Six years later, it's clear Milk Makeup was onto something. Not only were bare brows and facial piercings all over the most recent Balenciaga runway, but TikTok is dominated by teens and twenty-somethings testing the out-there looks across America.
"I think it's fair to say in uncertain times we want to look – and so feel, strong," Roberts Rassi told Newsweek. "Removing brows and stamping on a lip is like saying, 'Don't mess with me today.'"

Roberts Rassi calls the look "club kid," referencing a scene with roots in the 1990s. She says that abstract makeup doesn't equate the end of pretty. "Bleached brows don't adhere to conventional standards, but showing up with no brows is strong," she said. "And strong to me is pretty."
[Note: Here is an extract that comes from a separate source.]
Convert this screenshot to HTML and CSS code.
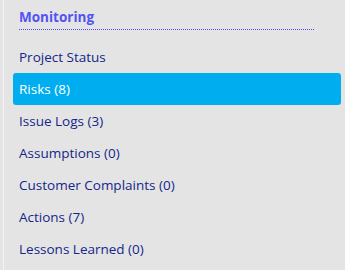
FILE: index.html
```html
<!DOCTYPE html>
<html>
<head>
<meta charset="utf-8">
<link rel="stylesheet" href="styles.css">
</head>
<body>
<div class="panel">
  <div class="heading">Monitoring</div>
  <ul class="menu">
    <li class="item">Project Status</li>
    <li class="item active">Risks (8)</li>
    <li class="item">Issue Logs (3)</li>
    <li class="item">Assumptions (0)</li>
    <li class="item">Customer Complaints (0)</li>
    <li class="item">Actions (7)</li>
    <li class="item">Lessons Learned (0)</li>
  </ul>
</div>
</body>
</html>
```
FILE: styles.css
```css
html, body {
  margin: 0;
  padding: 0;
  background: #e4e4e4;
  height: 100%;
}
body {
  font-family: "Open Sans", "Noto Sans", sans-serif;
  font-size: 13px;
}
.panel {
  margin-left: 3px;
  border-left: 1px solid #f4f4f4;
  padding: 6px 4px 0 9px;
  min-height: 264px;
}
.heading {
  margin: 0 27px 0 6px;
  height: 23px;
  line-height: 22px;
  font-size: 13.5px;
  font-weight: 700;
  color: #5353f4;
  border-bottom: 1px dotted #4a4af0;
}
.menu {
  list-style: none;
  margin: 11px 0 0 0;
  padding: 0;
}
.item {
  height: 32px;
  line-height: 33px;
  padding-left: 6px;
  font-size: 13.5px;
  font-weight: 500;
  color: #14268a;
  border-radius: 3px;
}
.item.active {
  background: #00aeef;
  color: #ffffff;
}
```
It's tempting to attribute this male-gaze-deflecting trend to the current socio-political climate. As abortion rights are being rolled back in some parts of the U.S. and grappling over the fate of #MeToo movement continues, deflecting the male gaze isn't just a statement of independence: it can be a defense mechanism.
"Beauty is a good barometer of the time we are in and right now. It's idiosyncratic makeup for an idiosyncratic time," Roberts Rassi told Newsweek. "Perhaps, in some cases, women are purposely looking for a look to repel the male gaze. But, in others, it's about rocking a new trend or wearing a look that's going to power you through that day."
It's hard to deny the liberation that comes with bleaching one's brows and rocking eyeliner that could've been scribbled on with a Sharpie. As Fox said in her recent TikTok about the "dirty girl" trend, "Being pretty and hot in your 20s is the f****** trenches, okay? And I'm not going back there."